En Oklahoma. Âgé de dix-neuf ans, Tommy Carver habite avec son père adoptif tandis que Mary, trente-trois ans, fille adoptée par Pa, s’occupe de leur quotidien. Les Carver sont de modestes métayers possédant en propre cinq hectares de terres. Leur riche voisin indien Matthew Ontime est propriétaire de l’essentiel des terrains autour. Ils sont exploités pour la culture du coton, Carver en étant le régisseur. Ce dernier et M.Ontime sont en conflit, l’Indien espérant récupérer ces quelques hectares. Au moins sont-ils d’accord pour ne pas céder aux prospecteurs de pétrole, dont les promesses sont aléatoires. Carver est tyrannique envers sa famille, en particulier s’agissant de Mary. Si Tommy s’est montré soumis jusqu’ici, le fait qu’il soit amoureux de Donna Ontime – une métisse plus que ravissante – le pousse à s’émanciper de son père adoptif.
Le litige avec Matthew Ontime finit par entraîner une bagarre entre Tommy et le père de Donna. À l’école, à cause d’Abe Toolate, il finit par se faire virer, bien que sa professeure et le directeur Redbird aient beaucoup d’estime pour cet élève. Sa relation avec Donna n’est plus des meilleures non plus. Ce qui peut expliquer que Tommy devienne intime avec Mary, tous deux commençant par ailleurs à en avoir assez du sévère Carver. Celui-ci finit par avouer à Tommy la vérité sur leurs adoptions, ce qui ne gomme pas le malaise entre eux. Quand Matthew Ontime est poignardé chez lui, Tommy est immédiatement au centre des soupçons : l’assassin a utilisé le couteau que le jeune homme avait perdu quelques temps plus tôt. Prouver son innocence est absolument impossible pour Tommy. Il résiste à son arrestation, fusil en main, et prend la fuite.
Après avoir erré dans les environs, Tommy reçoit l’aide de son enseignante et de M.Redbird. Il est convaincu que, le voyant prêt à quitter leur cabane de métayer, c’est Carver qui a supprimé Ontime et s’est arrangé pour le faire accuser. Une fois incarcéré, M.Redbird et sa professeure vont lui trouver un très bon avocat. Même s’il est compétent et efficace, le mieux qu’il puisse faire est d’atténuer la responsabilité de Tommy afin qu’il échappe à la peine de mort. Au procès, qui va durer trois semaines, Donna Ontime s’avère le témoin-clé. Ce n’est pas gagné pour autant, même si vingt ans de prison valent mieux que la condamnation à mort. Tommy continue à ruminer contre Carver, ce qui ne change rien puisque son père adoptif n’est jamais suspecté. Peut-être que le véritable coupable, quel qu’il soit et quelles que soient ses motivations, finira par passer aux aveux…

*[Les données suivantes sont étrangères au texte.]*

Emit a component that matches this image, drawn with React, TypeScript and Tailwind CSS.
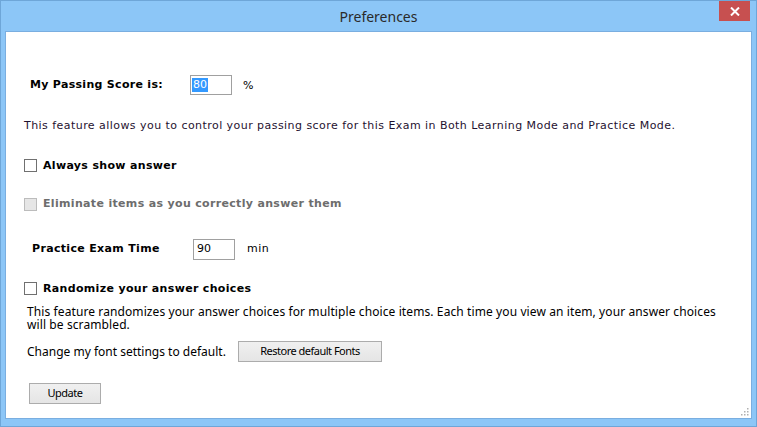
import React from 'react';

const verdana = { fontFamily: '"DejaVu Sans", Verdana, sans-serif' };
const segoe = { fontFamily: '"Noto Sans", "Open Sans", sans-serif' };

function Check({ disabled = false }: { disabled?: boolean }) {
  return (
    <span
      className={`inline-block w-[13px] h-[13px] border ${
        disabled ? 'border-[#bcbcbc] bg-[#e6e6e6]' : 'border-[#707070] bg-white'
      }`}
    />
  );
}

function WinButton({ children, className = '' }: { children: React.ReactNode; className?: string }) {
  return (
    <div
      className={`flex items-center justify-center border border-[#acacac] bg-gradient-to-b from-[#f0f0f0] to-[#e5e5e5] text-[11px] text-black tracking-[-0.5px] ${className}`}
      style={segoe}
    >
      {children}
    </div>
  );
}

export default function App() {
  return (
    <div className="w-[757px] h-[427px] bg-[#8cc6f7] border border-[#6ea6d8] flex flex-col overflow-hidden">
      {/* title bar */}
      <div className="relative h-[30px] flex items-center justify-center">
        <span className="text-[14px] text-[#2a2a2a] mt-[1px]" style={segoe}>Preferences</span>
        <div className="absolute right-[6px] top-0 w-[31px] h-[20px] bg-[#c75050] flex items-center justify-center">
          <svg width="10" height="9" viewBox="0 0 10 9">
            <path d="M1 0.5 L9 8.5 M9 0.5 L1 8.5" stroke="white" strokeWidth="2" />
          </svg>
        </div>
      </div>

      {/* content */}
      <div className="relative mx-[4px] h-[388px] bg-white border border-[#7aaee0] text-[11px] text-black tracking-[0.45px]" style={verdana}>
        <div className="flex items-center h-[20px] mt-[43px] ml-[24px]">
          <span className="font-bold tracking-[0.3px] w-[160px]">My Passing Score is:</span>
          <div className="w-[42px] h-[20px] border border-[#a0a0a0] flex items-center px-[1px]">
            <span className="bg-[#3399ff] text-white px-[1px] leading-[14px] tracking-normal">80</span>
          </div>
          <span className="ml-[11px] mt-[3px]">%</span>
        </div>

        <div className="mt-[23px] ml-[18px] text-[#1f1230]">
          This feature allows you to control your passing score for this Exam in Both Learning Mode and Practice Mode.
        </div>

        <div className="flex items-center gap-[6px] mt-[23px] ml-[18px]">
          <Check />
          <span className="font-bold tracking-[0.33px]">Always show answer</span>
        </div>

        <div className="flex items-center gap-[6px] mt-[22px] ml-[18px] text-[#6d6d6d]">
          <Check disabled />
          <span className="font-bold tracking-[0.33px]">Eliminate items as you correctly answer them</span>
        </div>

        <div className="flex items-center h-[21px] mt-[26px] ml-[26px]">
          <span className="font-bold tracking-[0.33px] w-[161px]">Practice Exam Time</span>
          <div className="w-[42px] h-[21px] border border-[#a0a0a0] flex items-center px-[3px] tracking-normal">90</div>
          <span className="ml-[12px]">min</span>
        </div>

        <div className="flex items-center gap-[6px] mt-[21px] ml-[18px]">
          <Check />
          <span className="font-bold tracking-[0.33px]">Randomize your answer choices</span>
        </div>

        <div className="mt-[8px] ml-[21px] mr-[24px] text-[12px] leading-[13px] tracking-[0.1px]" style={segoe}>
          This feature randomizes your answer choices for multiple choice items. Each time you view an item, your answer choices will be scrambled.
        </div>

        <div className="flex items-center mt-[10px] ml-[21px]">
          <span className="text-[12px] w-[211px] tracking-normal" style={segoe}>Change my font settings to default.</span>
          <WinButton className="w-[144px] h-[21px]">Restore default Fonts</WinButton>
        </div>

        <WinButton className="w-[72px] h-[21px] mt-[21px] ml-[23px]">Update</WinButton>

        <svg className="absolute right-[2px] bottom-[2px]" width="10" height="10" viewBox="0 0 10 10">
          {[
            [8, 2], [8, 5], [5, 5], [8, 8], [5, 8], [2, 8],
          ].map(([x, y], i) => (
            <rect key={i} x={x} y={y} width="1.5" height="1.5" fill="#b0b0b0" />
          ))}
        </svg>
      </div>
    </div>
  );
}
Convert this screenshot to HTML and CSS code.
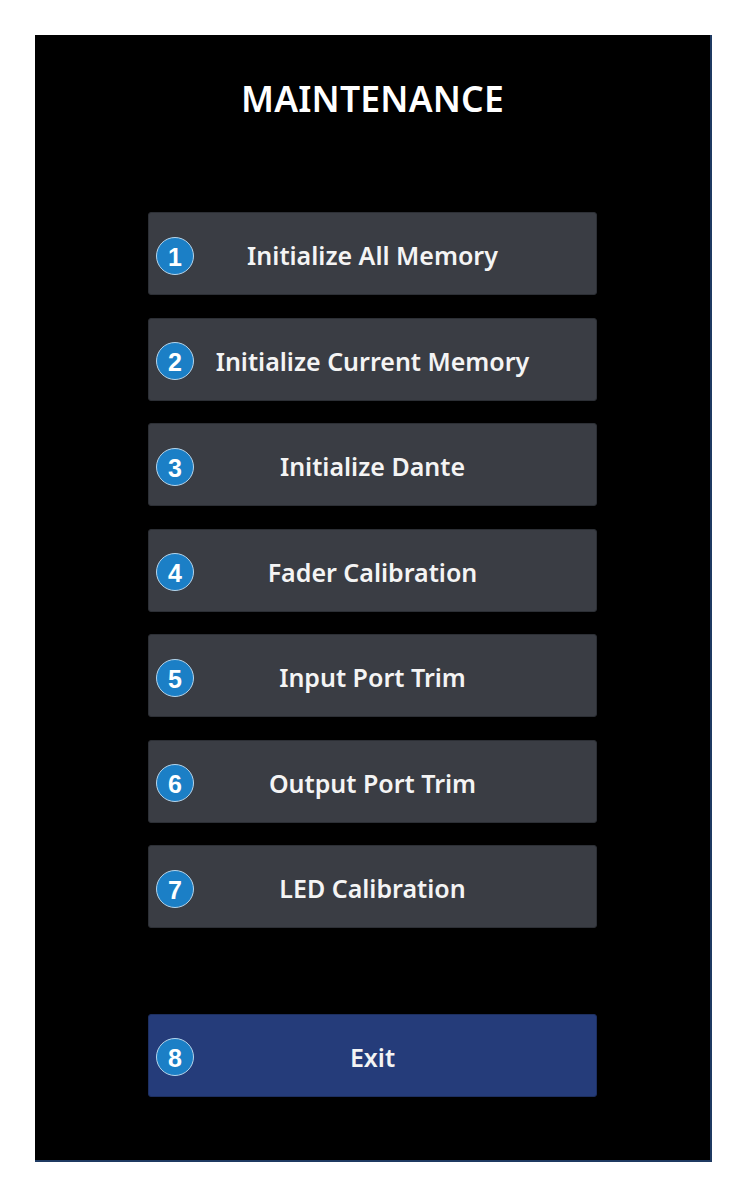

Jim Thompson (1906-1977) figure incontestablement parmi les écrivains majeurs du roman noir. C’est pourquoi, depuis quelques années, les éditions Rivages/Noir traduisent à nouveau ses romans, dans une tonalité plus exacte que ce fut précédemment le cas. “La cabane du métayer” est une retraduction de “Deuil dans le coton”, initialement paru dans la Série Noire. On peut établir quelques comparaisons. Ici, la narration (par Tommy Carver) est au présent, pas au passé simple comme dans la première version. Ça offre un récit plus souple, plus vif, plus conforme à l’original. Le vocabulaire n’est pas exactement le même : on ne parle plus de chandail, mais de sweat-shirt, par exemple. Certains noms sont davantage respectés : Matthew Ontime remplace M.Bienvenu, Abe Toolate n’est plus Abe Tardif, le directeur M.Redbird n’est plus nommé absurdement David Cardinal. Au vu des origines indiennes des intéressés, ce n’est pas si anecdotique.
Affaire criminelle, bien sûr. Mais Jim Thompson va plus loin, autant quand il décrit la vie en Oklahoma, vaste territoire, que quand il rappelle des faits historiques concernant la répartition des terres aux Indiens. Quant aux personnages, ils sont d’une totale crédibilité. Dans leur dureté comme Carver, dans leur soumission tels Tommy et Mary. Cela vaut pour tous les autres, évidemment. Chaque situation est magistralement présentée avec toute l’humanité nécessaire. Car c’est bien la force des romans de Jim Thompson, être au plus près d’une réalité humaine. L’esprit de l’histoire reste le même, mais sans doute y a-t-il plus de clarté dans cette nouvelle traduction.